• People are defending Nike and slamming the journalist, Tanya Gold, as they push back on her claims that it is impossible for plus-size women to be healthy.
  • Others noted that it is illogical for Gold to argue that Nike shouldn't advertise sportswear for plus-size women while also demanding they lose weight.
  • Research indicates encouraging weight-related stigma such as banning plus-size mannequins actually makes it more difficult for people to lose weight.

Nike's plus-sized mannequins have sparked outrage over the treatment of plus-size women.

The sportswear company recently began featuring plus-size mannequins in its London flagship store. It was a move that was mostly greeted with applause, as people celebrated the choice as empowering and a step in the right direction.

However, Tanya Gold, a journalist at The Telegraph, had less positive thoughts on the plus-size mannequin.

"I fear that the war on obesity is lost, or has even, as is fashionable, ceased to exist, for fear of upsetting people into an early grave," Gold begins her piece, which was published on Sunday.

"[T]he new Nike mannequin is not size 12, which is healthy, or even 16 a hefty weight, yes, but not one to kill a woman. She is immense, gargantuan, vast. She heaves with fat," Gold writes.

Gold argues that while traditional images of female beauty are unrealistically skewed, the mannequin encourages fat acceptance a movement that she believes to be dangerous, as she claims it encourages people to deny possible health risks related to obesity.

"The facts are obvious," Gold writes. "Stay that weight and you will be an old woman in your 50s. The obese Nike athlete is just another lie."

Gold's piece has seen extensive backlash online.Many pushed back on her allegation that plus-size women "cannot run" and are intrinsically unhealthy.

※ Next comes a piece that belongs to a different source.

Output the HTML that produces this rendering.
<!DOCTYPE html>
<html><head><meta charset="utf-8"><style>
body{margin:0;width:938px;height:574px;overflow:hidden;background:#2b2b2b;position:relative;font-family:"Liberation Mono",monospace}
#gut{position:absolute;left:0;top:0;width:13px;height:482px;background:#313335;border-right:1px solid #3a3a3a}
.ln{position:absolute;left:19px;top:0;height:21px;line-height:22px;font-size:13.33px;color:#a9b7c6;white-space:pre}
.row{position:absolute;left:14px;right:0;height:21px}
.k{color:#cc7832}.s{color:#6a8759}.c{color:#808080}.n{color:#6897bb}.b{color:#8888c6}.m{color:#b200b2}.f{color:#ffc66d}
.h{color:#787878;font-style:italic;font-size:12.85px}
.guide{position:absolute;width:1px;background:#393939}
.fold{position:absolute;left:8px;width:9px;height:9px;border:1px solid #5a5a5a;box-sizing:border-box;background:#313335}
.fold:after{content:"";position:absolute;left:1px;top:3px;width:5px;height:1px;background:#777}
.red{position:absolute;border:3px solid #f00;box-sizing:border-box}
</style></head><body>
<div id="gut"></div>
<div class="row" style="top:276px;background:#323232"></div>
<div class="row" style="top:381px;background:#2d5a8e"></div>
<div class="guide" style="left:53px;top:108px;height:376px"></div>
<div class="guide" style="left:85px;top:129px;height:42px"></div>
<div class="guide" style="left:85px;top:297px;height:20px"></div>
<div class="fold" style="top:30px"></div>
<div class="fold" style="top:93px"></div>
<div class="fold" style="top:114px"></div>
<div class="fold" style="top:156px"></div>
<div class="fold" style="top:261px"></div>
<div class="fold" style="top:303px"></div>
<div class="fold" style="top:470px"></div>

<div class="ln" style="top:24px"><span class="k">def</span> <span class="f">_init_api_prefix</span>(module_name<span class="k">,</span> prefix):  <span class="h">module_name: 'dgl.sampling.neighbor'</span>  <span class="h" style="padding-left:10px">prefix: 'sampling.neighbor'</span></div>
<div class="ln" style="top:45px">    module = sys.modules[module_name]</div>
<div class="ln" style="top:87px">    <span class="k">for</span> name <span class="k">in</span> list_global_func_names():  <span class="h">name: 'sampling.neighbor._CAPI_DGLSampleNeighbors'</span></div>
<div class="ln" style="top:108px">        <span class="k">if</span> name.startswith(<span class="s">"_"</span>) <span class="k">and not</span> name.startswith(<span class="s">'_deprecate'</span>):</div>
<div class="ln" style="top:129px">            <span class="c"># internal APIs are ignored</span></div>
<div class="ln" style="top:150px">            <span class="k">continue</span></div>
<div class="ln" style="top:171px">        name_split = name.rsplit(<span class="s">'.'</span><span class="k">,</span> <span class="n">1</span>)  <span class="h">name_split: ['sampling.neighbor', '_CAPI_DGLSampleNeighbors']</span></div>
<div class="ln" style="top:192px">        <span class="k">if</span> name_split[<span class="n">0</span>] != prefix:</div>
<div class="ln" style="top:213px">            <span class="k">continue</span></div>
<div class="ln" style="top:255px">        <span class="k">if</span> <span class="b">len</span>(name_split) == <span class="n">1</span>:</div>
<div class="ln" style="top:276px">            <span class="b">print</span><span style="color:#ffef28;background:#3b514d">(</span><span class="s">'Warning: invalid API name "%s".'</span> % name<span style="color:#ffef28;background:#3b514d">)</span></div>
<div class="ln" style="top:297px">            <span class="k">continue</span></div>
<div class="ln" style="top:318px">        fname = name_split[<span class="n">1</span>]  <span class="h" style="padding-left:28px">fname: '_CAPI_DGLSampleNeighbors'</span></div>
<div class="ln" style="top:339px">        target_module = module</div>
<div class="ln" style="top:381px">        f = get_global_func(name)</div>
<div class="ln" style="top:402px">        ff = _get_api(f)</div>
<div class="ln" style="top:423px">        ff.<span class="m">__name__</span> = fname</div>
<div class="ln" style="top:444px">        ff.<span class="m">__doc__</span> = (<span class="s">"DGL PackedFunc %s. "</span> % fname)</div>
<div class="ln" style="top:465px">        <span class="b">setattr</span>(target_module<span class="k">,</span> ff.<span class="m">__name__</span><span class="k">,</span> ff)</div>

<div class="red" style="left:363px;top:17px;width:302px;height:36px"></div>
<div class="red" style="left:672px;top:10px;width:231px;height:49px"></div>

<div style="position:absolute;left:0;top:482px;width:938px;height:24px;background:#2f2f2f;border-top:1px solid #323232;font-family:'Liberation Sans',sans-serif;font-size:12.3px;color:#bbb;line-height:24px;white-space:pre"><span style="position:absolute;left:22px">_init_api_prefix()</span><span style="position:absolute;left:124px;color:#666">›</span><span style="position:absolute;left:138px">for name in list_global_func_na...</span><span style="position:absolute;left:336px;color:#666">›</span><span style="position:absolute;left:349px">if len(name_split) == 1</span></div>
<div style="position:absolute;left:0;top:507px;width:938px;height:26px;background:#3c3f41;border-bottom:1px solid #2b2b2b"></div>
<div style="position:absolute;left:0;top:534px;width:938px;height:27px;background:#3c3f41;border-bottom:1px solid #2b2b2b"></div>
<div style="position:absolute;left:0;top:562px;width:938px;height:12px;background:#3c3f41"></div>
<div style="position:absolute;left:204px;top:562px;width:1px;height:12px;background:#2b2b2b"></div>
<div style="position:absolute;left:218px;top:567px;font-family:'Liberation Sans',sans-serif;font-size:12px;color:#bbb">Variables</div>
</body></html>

Some noted that it was illogical for Gold to call for people to lose weight while also criticizing a sportswear brand for advertising to plus-size people presumably so they could work out in the outfit. (Nike did not respond to Business Insider's request for comment.)

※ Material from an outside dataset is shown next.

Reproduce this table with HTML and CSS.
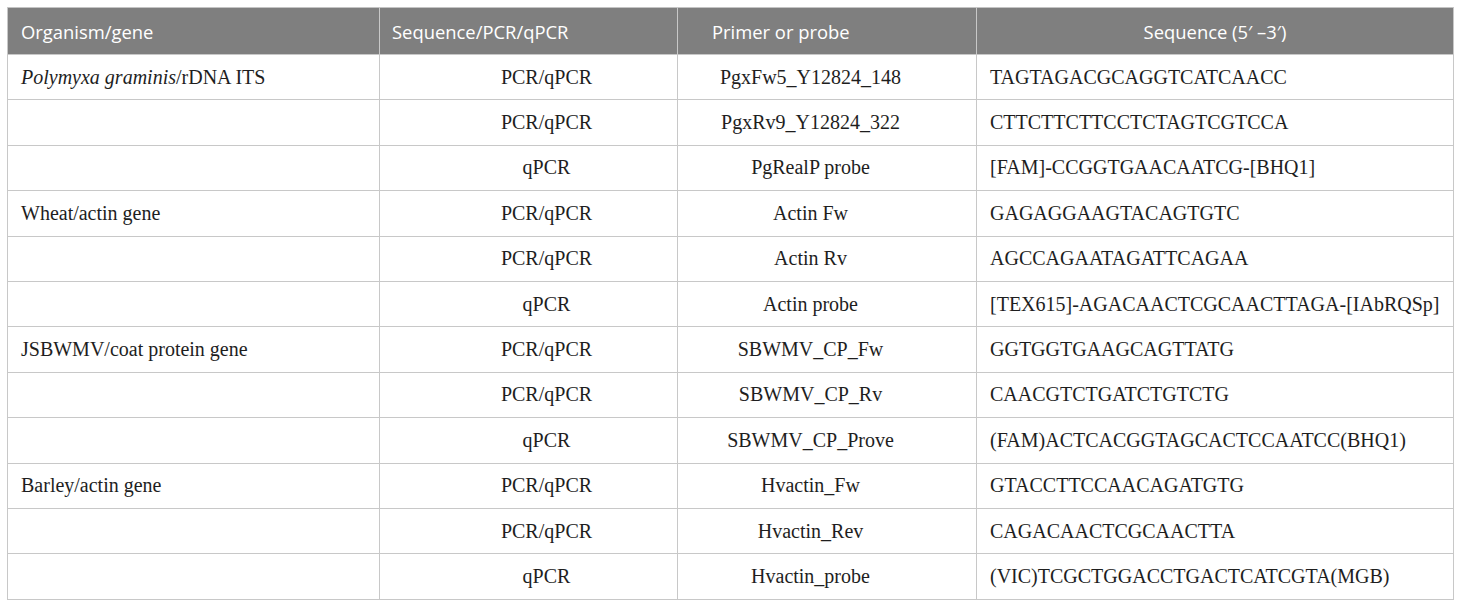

Others pushed back on Gold's logic that plus-sized mannequins promoted an unhealthy lifestyle. Health and wellness writer Maxine Ali pointed out that a 2017 study in the Journal of Eating Disorders found that more than 90% of female mannequins represented medically unhealthy, underweight bodies.

While weight gain and obesity have been linked to certain health risks, experts caution against using weight as the sole way to evaluate health.

Further, encouraging weight related stigma such as by banning plus-size mannequins has been found to actually make it more difficult for people to lose weight, according to a 2018 study of university students. Another 2014 study found that articles that stigmatized weight and obesity lead to women who view themselves as overweight to consume more calories.